DM Inflation: Much Deeper And Broader Than Just Higher Energy Prices – March 30, 2026

MRB’s latest report updates our investment strategy amidst the uncertainty of the war in the Middle East. As occurred during the tariff war last year, investors face frequent setbacks and U-turns. The combatants have diverging war aims and incentives for a ceasefire, and the U.S. administration has frequently reversed course while executing its policies.

Concern about the potential economic damage is at the top of the worry list for investors. There has also been a jump in short-term inflation expectations due to much higher energy prices (and the increase in prices of other goods that use the Strait of Hormuz). However, assuming the war peters out at some point before undermining the still-robust global economic expansion, the bigger risk is that longer-term inflation expectations finally revive after lying dormant in recent decades.

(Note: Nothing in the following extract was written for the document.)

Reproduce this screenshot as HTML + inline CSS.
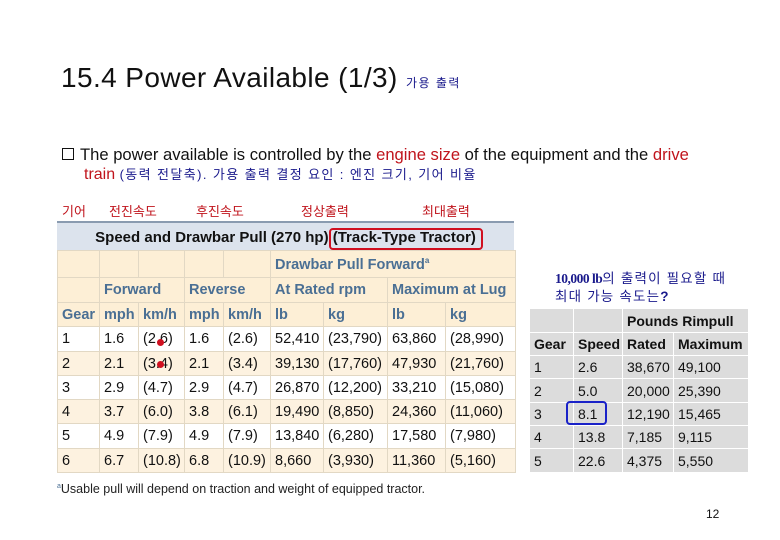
<!DOCTYPE html>
<html><head><meta charset="utf-8"><style>
body{margin:0;width:780px;height:540px;background:#fff;position:relative;overflow:hidden;font-family:"Liberation Sans","Noto Sans CJK KR",sans-serif}
.a{position:absolute;white-space:nowrap}
table{border-collapse:collapse;table-layout:fixed;position:absolute}
td{padding:0 0 0 4px;white-space:nowrap;overflow:hidden;font-size:14.5px}
#t1 td{border:1px solid #e2d8c4;color:#111}
#t1 .h td{background:#fdefd6;color:#4a6f94;font-weight:bold}
#t1 .w td{background:#fff}
#t1 .c td{background:#fdf2e0}
#t2 td{border:1px solid #fff;background:#dcdcdc;color:#111;font-size:14px}
#t2 .h td{font-weight:bold}
.kr{color:#1a1a8c;font-family:"Liberation Sans","Noto Sans CJK KR",sans-serif}
</style></head><body>
<div class="a" style="left:61px;top:62px;font-size:28px;color:#111;font-family:'Liberation Sans','Noto Sans CJK KR',sans-serif;letter-spacing:0.4px">15.4 Power Available (1/3) <span class="kr" style="font-size:12px;letter-spacing:1.5px">가용 출력</span></div>
<div class="a" style="left:62px;top:145px;font-size:16.6px;color:#111"><span style="display:inline-block;width:10px;height:10px;border:1.5px solid #111;vertical-align:0px;margin-right:6px"></span>The power available is controlled by the <span style="color:#c0141c">engine size</span> of the equipment and the <span style="color:#c0141c">drive</span></div>
<div class="a" style="left:84px;top:164px;font-size:16px;color:#c0141c">train <span class="kr" style="font-size:13px;letter-spacing:1.4px">(동력 전달축). 가용 출력 결정 요인 : 엔진 크기, 기어 비율</span></div>
<div class="a" style="left:62px;top:201px;font-size:13px;color:#c0141c">기어</div>
<div class="a" style="left:109px;top:201px;font-size:13px;color:#c0141c">전진속도</div>
<div class="a" style="left:196px;top:201px;font-size:13px;color:#c0141c">후진속도</div>
<div class="a" style="left:301px;top:201px;font-size:13px;color:#c0141c">정상출력</div>
<div class="a" style="left:422px;top:201px;font-size:13px;color:#c0141c">최대출력</div>

<div class="a" style="left:57px;top:221px;width:457px;height:29px;background:#dce3ed;border-top:2px solid #8a9bb0;box-sizing:border-box;font-weight:bold;font-size:15px;text-align:center;line-height:30px;color:#111">Speed and Drawbar Pull (270 hp) (Track-Type Tractor)</div>
<div class="a" style="left:329px;top:228px;width:154px;height:22px;border:2.5px solid #d01020;border-radius:4px;box-sizing:border-box"></div>

<table id="t1" style="left:57px;top:250px;width:458px">
<colgroup><col style="width:42px"><col style="width:39px"><col style="width:46px"><col style="width:39px"><col style="width:47px"><col style="width:53px"><col style="width:64px"><col style="width:58px"><col style="width:70px"></colgroup>
<tr class="h" style="height:27px"><td></td><td></td><td></td><td></td><td></td><td colspan="4">Drawbar Pull Forward<sup style="font-size:8px">a</sup></td></tr>
<tr class="h" style="height:25px"><td></td><td colspan="2">Forward</td><td colspan="2">Reverse</td><td colspan="2">At Rated rpm</td><td colspan="2">Maximum at Lug</td></tr>
<tr class="h" style="height:24px"><td>Gear</td><td>mph</td><td>km/h</td><td>mph</td><td>km/h</td><td>lb</td><td>kg</td><td>lb</td><td>kg</td></tr>
<tr class="w" style="height:25px"><td>1</td><td>1.6</td><td>(2.6)</td><td>1.6</td><td>(2.6)</td><td>52,410</td><td>(23,790)</td><td>63,860</td><td>(28,990)</td></tr>
<tr class="c" style="height:24px"><td>2</td><td>2.1</td><td>(3.4)</td><td>2.1</td><td>(3.4)</td><td>39,130</td><td>(17,760)</td><td>47,930</td><td>(21,760)</td></tr>
<tr class="w" style="height:24px"><td>3</td><td>2.9</td><td>(4.7)</td><td>2.9</td><td>(4.7)</td><td>26,870</td><td>(12,200)</td><td>33,210</td><td>(15,080)</td></tr>
<tr class="c" style="height:24px"><td>4</td><td>3.7</td><td>(6.0)</td><td>3.8</td><td>(6.1)</td><td>19,490</td><td>(8,850)</td><td>24,360</td><td>(11,060)</td></tr>
<tr class="w" style="height:25px"><td>5</td><td>4.9</td><td>(7.9)</td><td>4.9</td><td>(7.9)</td><td>13,840</td><td>(6,280)</td><td>17,580</td><td>(7,980)</td></tr>
<tr class="c" style="height:24px"><td>6</td><td>6.7</td><td>(10.8)</td><td>6.8</td><td>(10.9)</td><td>8,660</td><td>(3,930)</td><td>11,360</td><td>(5,160)</td></tr>
</table>
<div class="a" style="left:157px;top:339px;width:7px;height:7px;border-radius:50%;background:#d01020"></div>
<div class="a" style="left:157px;top:361px;width:7px;height:7px;border-radius:50%;background:#d01020"></div>
<div class="a" style="left:57px;top:482px;font-size:12.5px;color:#222"><sup style="font-size:7px;color:#4a6f94">a</sup>Usable pull will depend on traction and weight of equipped tractor.</div>

<div class="a kr" style="left:555px;top:270px;font-size:13.5px;line-height:18px;letter-spacing:1.2px"><b style="font-family:'Liberation Serif',serif;letter-spacing:-0.5px">10,000 lb</b>의 출력이 필요할 때<br>최대 가능 속도는<b>?</b></div>

<table id="t2" style="left:529px;top:308px;width:219px">
<colgroup><col style="width:44px"><col style="width:49px"><col style="width:51px"><col style="width:75px"></colgroup>
<tr class="h" style="height:24px"><td></td><td></td><td colspan="2">Pounds Rimpull</td></tr>
<tr class="h" style="height:23px"><td>Gear</td><td>Speed</td><td>Rated</td><td>Maximum</td></tr>
<tr style="height:23px"><td>1</td><td>2.6</td><td>38,670</td><td>49,100</td></tr>
<tr style="height:24px"><td>2</td><td>5.0</td><td>20,000</td><td>25,390</td></tr>
<tr style="height:23px"><td>3</td><td>8.1</td><td>12,190</td><td>15,465</td></tr>
<tr style="height:23px"><td>4</td><td>13.8</td><td>7,185</td><td>9,115</td></tr>
<tr style="height:24px"><td>5</td><td>22.6</td><td>4,375</td><td>5,550</td></tr>
</table>
<div class="a" style="left:566px;top:401px;width:41px;height:24px;border:2.5px solid #1a22c8;border-radius:4px;box-sizing:border-box"></div>

<div class="a" style="left:706px;top:507px;font-size:12px;color:#111">12</div>
</body></html>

To this end, last week’s global PMI flashes for March confirmed that economic activity has held up so far this month. Ominously, the PMI input and output price indexes remain historically perky, even before energy prices soared this month. These series have been elevated for much of the current decade, confirming that inflation is more entrenched than in recent decades.

Global economic slack has progressively diminished this decade, implying that self-reinforcing price and wage increases will persist until an economic downturn kills labor’s bargaining power and companies’ ability to lift prices. The recent rise in bond yields is but a taste of what lies ahead.